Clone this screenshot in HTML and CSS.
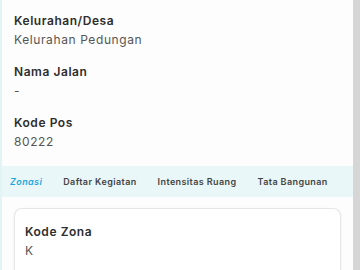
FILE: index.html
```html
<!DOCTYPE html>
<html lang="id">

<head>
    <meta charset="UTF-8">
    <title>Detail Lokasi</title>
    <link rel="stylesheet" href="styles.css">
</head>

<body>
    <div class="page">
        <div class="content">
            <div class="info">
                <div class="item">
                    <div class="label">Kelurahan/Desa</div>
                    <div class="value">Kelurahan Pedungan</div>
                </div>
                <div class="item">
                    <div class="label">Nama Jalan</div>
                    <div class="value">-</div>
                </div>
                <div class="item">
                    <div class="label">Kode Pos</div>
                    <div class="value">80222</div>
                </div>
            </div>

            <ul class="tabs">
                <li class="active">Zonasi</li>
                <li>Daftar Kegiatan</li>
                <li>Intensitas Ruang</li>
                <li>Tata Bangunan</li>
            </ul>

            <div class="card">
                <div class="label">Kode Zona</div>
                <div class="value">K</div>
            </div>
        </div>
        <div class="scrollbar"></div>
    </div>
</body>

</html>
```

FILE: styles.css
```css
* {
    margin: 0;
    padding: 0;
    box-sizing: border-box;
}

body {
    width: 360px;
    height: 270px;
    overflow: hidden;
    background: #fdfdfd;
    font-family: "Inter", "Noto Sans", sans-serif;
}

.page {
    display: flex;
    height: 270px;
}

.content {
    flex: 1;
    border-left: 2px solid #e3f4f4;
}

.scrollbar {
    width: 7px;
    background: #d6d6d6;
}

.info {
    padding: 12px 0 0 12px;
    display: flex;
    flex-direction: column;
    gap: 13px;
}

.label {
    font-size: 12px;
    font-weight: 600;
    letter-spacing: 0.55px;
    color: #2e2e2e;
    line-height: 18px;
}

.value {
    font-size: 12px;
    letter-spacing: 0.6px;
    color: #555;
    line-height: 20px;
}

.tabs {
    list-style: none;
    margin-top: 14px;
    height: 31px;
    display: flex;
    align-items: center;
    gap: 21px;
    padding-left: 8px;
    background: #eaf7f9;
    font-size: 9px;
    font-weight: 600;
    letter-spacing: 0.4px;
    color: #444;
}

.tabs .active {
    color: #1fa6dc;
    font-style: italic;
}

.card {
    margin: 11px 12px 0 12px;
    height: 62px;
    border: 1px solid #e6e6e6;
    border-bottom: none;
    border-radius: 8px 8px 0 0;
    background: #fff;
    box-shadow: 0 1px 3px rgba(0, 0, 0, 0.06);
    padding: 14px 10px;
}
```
== == ==
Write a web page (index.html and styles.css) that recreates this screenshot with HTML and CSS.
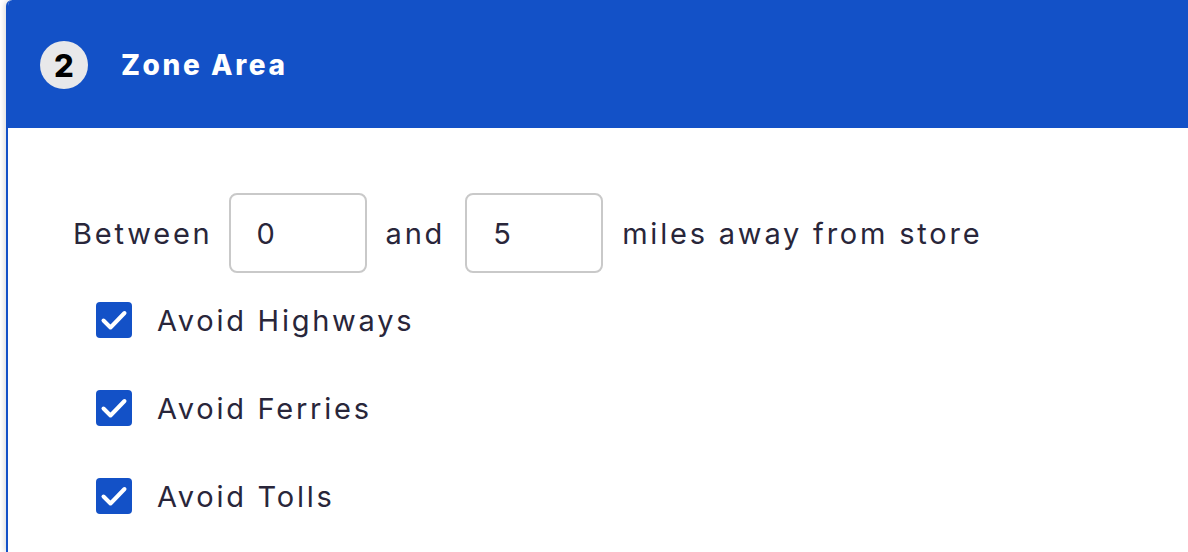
== == ==
Your answer should be a single number: the count of lines in the listing that contain the word "styles".

3